Od: "Baloo" <n...@o...eu>
Użytkownik "szerszen" <s...@t...pl> napisał
>> Nie widzę powodu, żeby stać potulnie i czekać na łaskę i niełaskę
>> troglodyty, jeśli mam możliwość ucieczki.
> jak widac nie bylo tej mozliwosci
Była jak najbardziej. Tylko nikt z uciekających nie spodziewał się, że
zostanie potraktowany kilkudziesięcioma strzałami.
-
387. Data: 2009-07-21 12:17:11
Temat: Re: Jakoś cicho nad dzisiejszym wyrokiem.
Od: "Baloo" <n...@o...eu>
"Herald" <h...@o...eu> napisał w wiadomości
news:1n9n555ph2t0l.zxb77wh02wrk$.dlg@40tude.net...
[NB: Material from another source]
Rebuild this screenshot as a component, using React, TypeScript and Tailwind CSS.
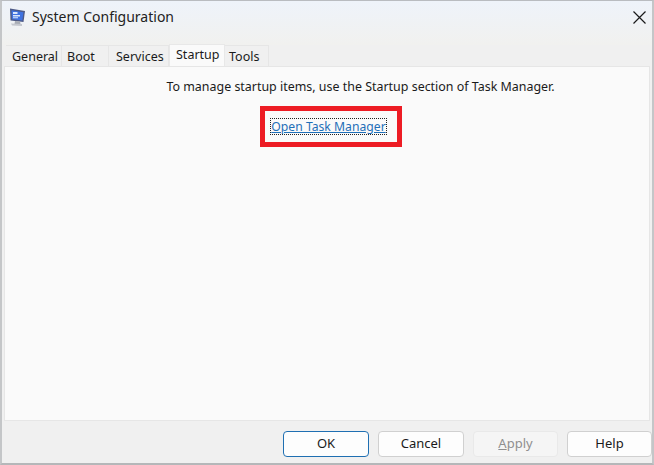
const tabs = [
  { label: "General", width: "w-[56px] pl-[6px]", active: false },
  { label: "Boot", width: "w-[47px] pl-[5px]", active: false },
  { label: "Services", width: "w-[60px] pl-[7px]", active: false },
  { label: "Startup", width: "w-[56px] pl-[6px]", active: true },
  { label: "Tools", width: "w-[44px] pl-[4px]", active: false },
];

function MonitorIcon() {
  return (
    <svg width="20" height="20" viewBox="0 0 20 20" className="shrink-0">
      <path d="M3 1.5 L18 4 L16.5 15 L3.5 13.5 Z" fill="#4d5a86" />
      <path d="M4.5 3.2 L16.5 5.2 L15.3 13.4 L5 12.2 Z" fill="#3f72e0" />
      <path d="M6 5 H10.5 V7 H6 Z M6 8 H13 V9.5 H6 Z M6 10.2 H11 V11.2 H6 Z" fill="#dbe7fb" />
      <path d="M8 14 L13 14.5 L13.5 17 L7.5 17 Z" fill="#a9adb5" />
      <path d="M4 16.5 L15 17 L15 19 L5 18.5 Z" fill="#c4c7ce" />
    </svg>
  );
}

function DialogButton({ label, width, primary, disabled }: { label: React.ReactNode; width: string; primary?: boolean; disabled?: boolean }) {
  let cls = "border-[#d0d0d0] bg-[#fdfdfd] text-[#1a1a1a]";
  if (primary) cls = "border-[#1f6fb2] bg-[#fdfdfd] text-[#1a1a1a]";
  if (disabled) cls = "border-[#e9e9e9] bg-[#f5f5f5] text-[#8f8f8f]";
  return (
    <div className={`flex h-[26px] ${width} items-center justify-center rounded-[4px] border text-[13px] ${cls}`}>
      {label}
    </div>
  );
}

export default function App() {
  return (
    <div
      className="flex h-[465px] w-[654px] flex-col overflow-hidden border-x-[2px] border-t-[1px] border-b-[2px] border-x-[#c4c6c8] border-t-[#b9bcc0] border-b-[#b5b7b9] bg-[#f0f0f0] text-[#1a1a1a]"
      style={{ fontFamily: '"Noto Sans", "Open Sans", sans-serif' }}
    >
      {/* Title bar */}
      <div className="flex h-[44px] shrink-0 items-start justify-between bg-gradient-to-b from-[#eef3fa] to-[#f1f1ef] pl-[5px] pr-[6px] pt-[6px]">
        <div className="flex items-center gap-[5px]">
          <MonitorIcon />
          <span className="text-[14px] leading-[20px] text-[#222]">System Configuration</span>
        </div>
        <svg width="13" height="13" viewBox="0 0 13 13" className="mt-[4px]">
          <path d="M0.5 0.5 L12.5 12.5 M12.5 0.5 L0.5 12.5" stroke="#1a1a1a" strokeWidth="1.2" fill="none" />
        </svg>
      </div>

      {/* Tabs */}
      <div className="flex h-[21px] shrink-0 items-end pl-[4px] text-[12.5px]">
        {tabs.map((tab) => (
          <div
            key={tab.label}
            className={
              tab.active
                ? `flex h-[23px] ${tab.width} -mb-[1px] items-start border-x border-t border-[#e8e8e8] bg-[#fafafa] pt-[1px] leading-[18px]`
                : `flex h-[21px] ${tab.width} items-start border-r border-t border-[#e6e6e6] bg-[#f0f0f0] pt-[2px] leading-[18px]`
            }
          >
            {tab.label}
          </div>
        ))}
      </div>

      {/* Panel */}
      <div className="mx-[2px] flex h-[355px] shrink-0 flex-col items-center border border-[#e6e6e6] bg-[#fafafa]">
        <p className="ml-[67px] mt-[11px] text-[12.45px] leading-[18px] whitespace-nowrap">
          To manage startup items, use the Startup section of Task Manager.
        </p>
        <div className="ml-[8px] mt-[10px] flex h-[41px] w-[142px] items-center justify-center border-[5px] border-[#ed1c24] pr-[5px]">
          <a className="border border-dotted border-[#222] text-[12.2px] leading-[15px] text-[#1f6fb8] underline">
            Open Task Manager
          </a>
        </div>
      </div>

      {/* Footer */}
      <div className="flex flex-1 items-start justify-end gap-[9px] pt-[10px]">
        <DialogButton width="w-[86px]" label="OK" primary />
        <DialogButton width="w-[86px]" label="Cancel" />
        <DialogButton width="w-[85px]" disabled label={<><span className="underline">A</span>pply</>} />
        <DialogButton width="w-[85px]" label="Help" />
      </div>
    </div>
  );
}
> Czyli jesteś głupcem nadzwyczajnym.
Głupcem jesteś co najwyżej ty. I to zresztą całkiem zwyczajnym.
Napisałem ci już - przestań trollować, bo niczego innego w tym wątku nie
robisz.
-
388. Data: 2009-07-21 12:21:09
Temat: Re: Jakoś cicho nad dzisiejszym wyrokiem.
Od: "Baloo" <n...@o...eu>
"Herald" <h...@o...eu> napisał
> Po prostu gdyby policjant chciał was zatrzymać do kontroli tudzież
> wylegitymowania - po prostu wyciągnelibyście gana i odstrzeli mu łeb,
> tłumacząc że to "mógł być przecież napastnik, bandyta, złoczyńca".
Aleś ty jednak durny :(
Jeśli policjant wyciąga do mnie rękę z legitymacją, to nie mam powodu, by
do niego strzelać.
Jeśli troglodyta (wielu troglodytów) napada na mój samochód z otwartą
bronią w rękach, to owszem, mając możliwość posiadania i użycia broni,
użyłbym jej i liczyłbym wówczas na takie uniewinnienie, jakie dostali ci,
którzy zrobili dokładnie to samo, tyle, że podobno "w świetle prawa" :>
A teraz poskładaj sobie wszystko do kupy i znajdź 10 różnic w obu
obrazkach. Choć wątpię, czy podołasz, jeśli do tej pory niczego nie
zrozumiałeś.
-
389. Data: 2009-07-21 12:29:09
Temat: Re: Jakoś cicho nad dzisiejszym wyrokiem.
Od: Arek <a...@e...net>
szerszen pisze:
> co tylko potwierdza, ze musieli widziec bron i sluyszec wezwania
Przestań szerszeń pierdolić.
Mówisz o konkretnej ludzkiej tragedii a nie o bajce z telewizji.
zdegustowany
Arek
--
http://www.arnoldbuzdygan.com
-
390. Data: 2009-07-21 12:30:54
Temat: Re: Jakoś cicho nad dzisiejszym wyrokiem.
Od: Arek <a...@e...net>
Herald pisze:
> Nie masz tez obowiązku życia.
Rozumiem, że Twoje dziecko też nie ma obowiązku życia?